Customer Segmentation through RFM analysis
The project uses RFM analysis to segment online sales customers, revealing high-value, loyal, and at-risk groups.
The project strategically segments online sales customers using cohort analysis, providing insights into retention, purchasing patterns, and engagement
The data is derived from real-life scenarios of an online company.
Cohort analysis is indeed a descriptive analytics tool used to group customers into mutually exclusive cohorts, allowing for the measurement and comparison of metrics over time. the tool is valuable for comparing metrics across both the product lifecycle and customer lifecycles.
Cohorts can be defined based on various criteria, and the type of cohort often depends on the specific context of analysis.
The cohort table is similar to a pivot table. It comprises three elements: the assigned cohort in rows, cohort index in columns, and metrics within the table.
The first step is to have clarity in your goals. What do you want to understand from the data that you have? What do you want to learn from this analysis and how will it help your business?
Do you want to understand more about customer behavior, like how they landed on your website or how much time they spent on an app? Or do you want to understand at which point they are churning? These answers will help you identify which cohorts to track and which metrics to choose.
Conversion rate
Retention rate
Average purchase value
Customer lifetime value
Engagement rate
Churn rate
Customer satisfaction
You need to consolidate relevant data like the date of first purchase or the total amount spent.
Once you have collected the data, you can use different methods of analysis like time series or regression to spot patterns. This will allow you to notice any critical changes that may have happened.
The cohort month is defined as the acquisition month, which is the oldest invoice month of each customer.
Creating a cohort index calculated in months and offset by 1 involves assigning each customer to a specific cohort based on the month they were acquired and then calculating the number of months since their acquisition, with an offset of 1.
For each month after the acquisition, count the number of active customers in each cohort. An active customer is one who made at least one purchase in a given month.
Customer retention rate = (No. of customer at the end of a period - No. of customers acquired during that period )/ No. of customers at the start of the period * 100
Cohort analysis helps businesses track and understand customer retention over time. By grouping customers based on their acquisition or conversion dates, companies can assess how well they retain customers and identify patterns or trends in customer behavior.
Businesses can use cohort analysis to evaluate the performance of specific products or services. By grouping customers who purchased a particular product within the same time frame, companies can assess the product's lifecycle, customer loyalty, and overall impact on revenue.
Cohort analysis allows marketers to assess the success of different marketing campaigns by grouping customers based on the time they were acquired through those campaigns. This helps in understanding which campaigns contribute most effectively to customer acquisition and long-term value.

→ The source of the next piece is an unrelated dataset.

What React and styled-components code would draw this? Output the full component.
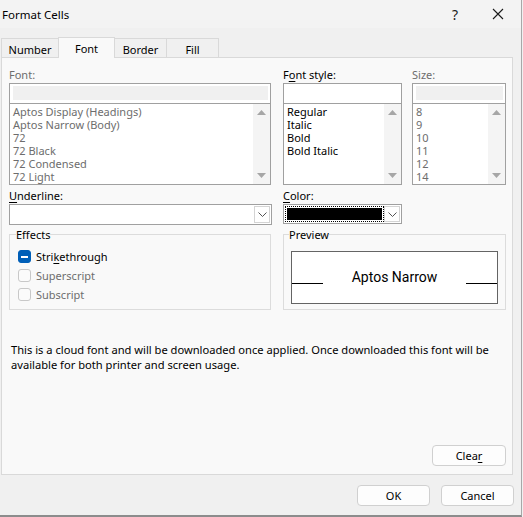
import styled, { createGlobalStyle } from 'styled-components';

const GlobalStyle = createGlobalStyle`
  html, body {
    margin: 0;
    padding: 0;
    background: #f0f0f0;
  }
  body {
    font-family: "Noto Sans", "Open Sans", sans-serif;
    font-size: 11px;
    line-height: 15px;
    color: #000;
  }
`;

const Window = styled.div`
  width: 522px;
  height: 517px;
  box-sizing: border-box;
  display: flex;
  flex-direction: column;
  background: #f0f0f0;
  border-right: 1px solid #a8a8a8;
  border-bottom: 2px solid #8c8c8c;
`;

const TitleBar = styled.div`
  height: 28px;
  display: flex;
  align-items: center;
  padding-left: 2px;
  background: #f3f3f3;
`;

const Title = styled.span`
  flex: 1;
  font-size: 11.5px;
`;

const CaptionButton = styled.div`
  width: ${(p) => p.$w}px;
  height: 28px;
  display: flex;
  align-items: center;
  justify-content: center;
  font-size: 14px;
  color: #1a1a1a;
`;

const TabStrip = styled.div`
  height: 29px;
  display: flex;
  align-items: flex-end;
  padding-left: 1px;
`;

const Tab = styled.div`
  position: relative;
  width: ${(p) => p.$w}px;
  height: ${(p) => (p.$active ? 21 : 19)}px;
  margin-bottom: ${(p) => (p.$active ? -1 : 0)}px;
  margin-left: -1px;
  box-sizing: border-box;
  display: flex;
  align-items: center;
  justify-content: center;
  padding-top: ${(p) => (p.$active ? 0 : 2)}px;
  border: 1px solid #d9d9d9;
  border-bottom: none;
  background: ${(p) => (p.$active ? '#f9f9f9' : '#f0f0f0')};
  z-index: ${(p) => (p.$active ? 1 : 0)};
  &:first-child {
    margin-left: 0;
  }
`;

const Panel = styled.div`
  width: 512px;
  height: 418px;
  margin-left: 1px;
  box-sizing: border-box;
  border: 1px solid #d9d9d9;
  background: #f9f9f9;
  padding: 9px 6px 8px 7px;
  display: flex;
  flex-direction: column;
`;

const Row = styled.div`
  display: flex;
  margin-top: ${(p) => p.$top || 0}px;
`;

const Field = styled.div`
  width: ${(p) => p.$w}px;
  margin-left: ${(p) => p.$gap || 0}px;
  display: flex;
  flex-direction: column;
`;

const Label = styled.div`
  height: 15px;
  margin-bottom: 1px;
  color: ${(p) => (p.$disabled ? '#6d6d6d' : '#000')};
`;

const Key = styled.span`
  text-decoration: underline;
  text-underline-offset: 2px;
`;

const EditBox = styled.div`
  height: 21px;
  box-sizing: border-box;
  border: 1px solid #a0a0a0;
  background: #fff;
  padding: 2px 2px 3px 3px;
`;

const DisabledFill = styled.div`
  height: 100%;
  background: #f0f0f0;
`;

const ListBox = styled.div`
  height: 82px;
  margin-top: -1px;
  box-sizing: border-box;
  border: 1px solid #a0a0a0;
  background: #fff;
  display: flex;
`;

const Items = styled.div`
  flex: 1;
  padding: 1px 0 0 3px;
  overflow: hidden;
  line-height: 13px;
  color: ${(p) => (p.$disabled ? '#6d6d6d' : '#000')};
`;

const Item = styled.div`
  white-space: nowrap;
  height: 13px;
`;

const ScrollBar = styled.div`
  width: 17px;
  display: flex;
  flex-direction: column;
  justify-content: space-between;
  background: #f4f4f4;
`;

const ScrollArrow = styled.div`
  height: 17px;
  display: flex;
  align-items: center;
  justify-content: center;
`;

const Arrow = ({ down }) => (
  <svg width="9" height="5" viewBox="0 0 9 5">
    <path d={down ? 'M0 0H9L4.5 5Z' : 'M0 5H9L4.5 0Z'} fill="#a6a6a6" />
  </svg>
);

const List = ({ items, disabled }) => (
  <ListBox>
    <Items $disabled={disabled}>
      {items.map((t) => (
        <Item key={t}>{t}</Item>
      ))}
    </Items>
    <ScrollBar>
      <ScrollArrow>
        <Arrow />
      </ScrollArrow>
      <ScrollArrow>
        <Arrow down />
      </ScrollArrow>
    </ScrollBar>
  </ListBox>
);

const Combo = styled.div`
  height: ${(p) => p.$h}px;
  box-sizing: border-box;
  border: 1px solid #a0a0a0;
  background: #fff;
  display: flex;
  padding: 1px;
`;

const ComboValue = styled.div`
  flex: 1;
`;

const Swatch = styled.div`
  flex: 1;
  border: 1px dotted #000;
  padding: 1px;
  display: flex;
`;

const SwatchFill = styled.div`
  flex: 1;
  background: #000;
`;

const DropButton = styled.div`
  width: 16px;
  box-sizing: border-box;
  border: 1px solid #d4d4d4;
  display: flex;
  align-items: center;
  justify-content: center;
`;

const Chevron = () => (
  <svg width="9" height="5" viewBox="0 0 9 5">
    <path d="M0.5 0.5L4.5 4.5L8.5 0.5" fill="none" stroke="#555" strokeWidth="1" />
  </svg>
);

const Group = styled.fieldset`
  margin: 0;
  min-width: 0;
  width: ${(p) => p.$w}px;
  margin-left: ${(p) => p.$gap || 0}px;
  box-sizing: border-box;
  border: 1px solid #dcdcdc;
  padding: 5px 7px 2px ${(p) => p.$pl}px;
`;

const Legend = styled.legend`
  padding: 0;
  margin-left: -2px;
  line-height: 15px;
`;

const CheckRow = styled.div`
  height: 19px;
  display: flex;
  align-items: center;
  gap: 5px;
  color: ${(p) => (p.$disabled ? '#6d6d6d' : '#000')};
`;

const CheckBox = styled.div`
  width: 13px;
  height: 13px;
  box-sizing: border-box;
  border-radius: 3px;
  display: flex;
  align-items: center;
  justify-content: center;
  background: ${(p) => (p.$on ? '#005fb8' : '#fbfbfb')};
  border: 1px solid ${(p) => (p.$on ? '#005fb8' : '#c8c8c8')};
`;

const Dash = styled.span`
  width: 7px;
  height: 2px;
  background: #fff;
`;

const PreviewBox = styled.div`
  height: 53px;
  margin: 4px 0 3px;
  box-sizing: border-box;
  border: 1px solid #646464;
  background: #fff;
  display: grid;
  grid-template-columns: 31px 1fr 31px;
  align-items: center;
`;

const PreviewLine = styled.span`
  align-self: start;
  margin-top: 31px;
  border-top: 1px solid #000;
`;

const PreviewText = styled.span`
  text-align: center;
  font-family: Roboto, "Noto Sans", sans-serif;
  font-size: 14px;
`;

const Info = styled.p`
  margin: 32px 0 0 2px;
  width: 496px;
  font-size: 11.15px;
`;

const Button = styled.div`
  width: ${(p) => p.$w}px;
  height: 21px;
  box-sizing: border-box;
  border: 1px solid #d0d0d0;
  border-radius: 4px;
  background: #fdfdfd;
  display: flex;
  align-items: center;
  justify-content: center;
`;

const ClearButton = styled(Button)`
  margin-top: auto;
  align-self: flex-end;
`;

const Footer = styled.div`
  display: flex;
  justify-content: flex-end;
  gap: 11px;
  padding: 10px 7px 0 0;
`;

const CloseIcon = () => (
  <svg width="12" height="12" viewBox="0 0 12 12">
    <path d="M1 1L11 11M11 1L1 11" stroke="#1a1a1a" strokeWidth="1.1" />
  </svg>
);

const fonts = [
  'Aptos Display (Headings)',
  'Aptos Narrow (Body)',
  '72',
  '72 Black',
  '72 Condensed',
  '72 Light',
];
const styles = ['Regular', 'Italic', 'Bold', 'Bold Italic'];
const sizes = ['8', '9', '10', '11', '12', '14'];

export default function App() {
  return (
    <>
      <GlobalStyle />
      <Window>
        <TitleBar>
          <Title>Format Cells</Title>
          <CaptionButton $w={40}>?</CaptionButton>
          <CaptionButton $w={46}>
            <CloseIcon />
          </CaptionButton>
        </TitleBar>
        <TabStrip>
          <Tab $w={58}>Number</Tab>
          <Tab $w={57} $active>Font</Tab>
          <Tab $w={53}>Border</Tab>
          <Tab $w={53}>Fill</Tab>
        </TabStrip>
        <Panel>
          <Row>
            <Field $w={262}>
              <Label $disabled>Font:</Label>
              <EditBox>
                <DisabledFill />
              </EditBox>
              <List items={fonts} disabled />
            </Field>
            <Field $w={119} $gap={12}>
              <Label>
                F<Key>o</Key>nt style:
              </Label>
              <EditBox />
              <List items={styles} />
            </Field>
            <Field $w={94} $gap={10}>
              <Label $disabled>Size:</Label>
              <EditBox>
                <DisabledFill />
              </EditBox>
              <List items={sizes} disabled />
            </Field>
          </Row>
          <Row $top={3}>
            <Field $w={263}>
              <Label>
                <Key>U</Key>nderline:
              </Label>
              <Combo $h={21}>
                <ComboValue />
                <DropButton>
                  <Chevron />
                </DropButton>
              </Combo>
            </Field>
            <Field $w={119} $gap={11}>
              <Label>
                <Key>C</Key>olor:
              </Label>
              <Combo $h={20}>
                <Swatch>
                  <SwatchFill />
                </Swatch>
                <DropButton>
                  <Chevron />
                </DropButton>
              </Combo>
            </Field>
          </Row>
          <Row $top={2}>
            <Group $w={262} $pl={8}>
              <Legend>Effects</Legend>
              <CheckRow>
                <CheckBox $on>
                  <Dash />
                </CheckBox>
                <span>
                  Stri<Key>k</Key>ethrough
                </span>
              </CheckRow>
              <CheckRow $disabled>
                <CheckBox />
                <span>Superscript</span>
              </CheckRow>
              <CheckRow $disabled>
                <CheckBox />
                <span>Subscript</span>
              </CheckRow>
            </Group>
            <Group $w={223} $gap={12} $pl={7}>
              <Legend>Preview</Legend>
              <PreviewBox>
                <PreviewLine />
                <PreviewText>Aptos Narrow</PreviewText>
                <PreviewLine />
              </PreviewBox>
            </Group>
          </Row>
          <Info>
            This is a cloud font and will be downloaded once applied. Once downloaded this font will be available for
            both printer and screen usage.
          </Info>
          <ClearButton $w={74}>
            Clea<Key>r</Key>
          </ClearButton>
        </Panel>
        <Footer>
          <Button $w={73}>OK</Button>
          <Button $w={73}>Cancel</Button>
        </Footer>
      </Window>
    </>
  );
}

In the context of online platforms, cohort analysis is useful for tracking user engagement and identifying potential churn patterns. By analyzing cohorts of users based on sign-up dates, businesses can optimize user experiences and implement targeted strategies to reduce churn.
Cohort analysis is particularly relevant for subscription-based businesses. It helps in evaluating subscriber retention, understanding user behavior over subscription periods, and identifying factors influencing subscription renewals or cancellations.
Beyond customer-related applications, cohort analysis can be applied to employee performance. For example, grouping employees based on their start dates to assess training effectiveness, retention, and performance over time.
In finance, cohort analysis can be applied to evaluate the performance of financial products, investment portfolios, or the effectiveness of financial strategies. Cohorts may be based on the time of investment or the introduction of a financial product.
Cohort analysis is beneficial in educational settings to analyze student performance, engagement, and course effectiveness. Cohorts can be formed based on enrollment dates or the introduction of new curriculum elements.
For mobile applications, cohort analysis helps in understanding user behavior, feature adoption, and retention. Cohorts based on app download dates can reveal insights into how different user groups engage with the app over time.
In healthcare, cohort analysis can be applied to study patient outcomes based on the time of diagnosis, treatment, or intervention. This can assist in improving patient care and treatment strategies.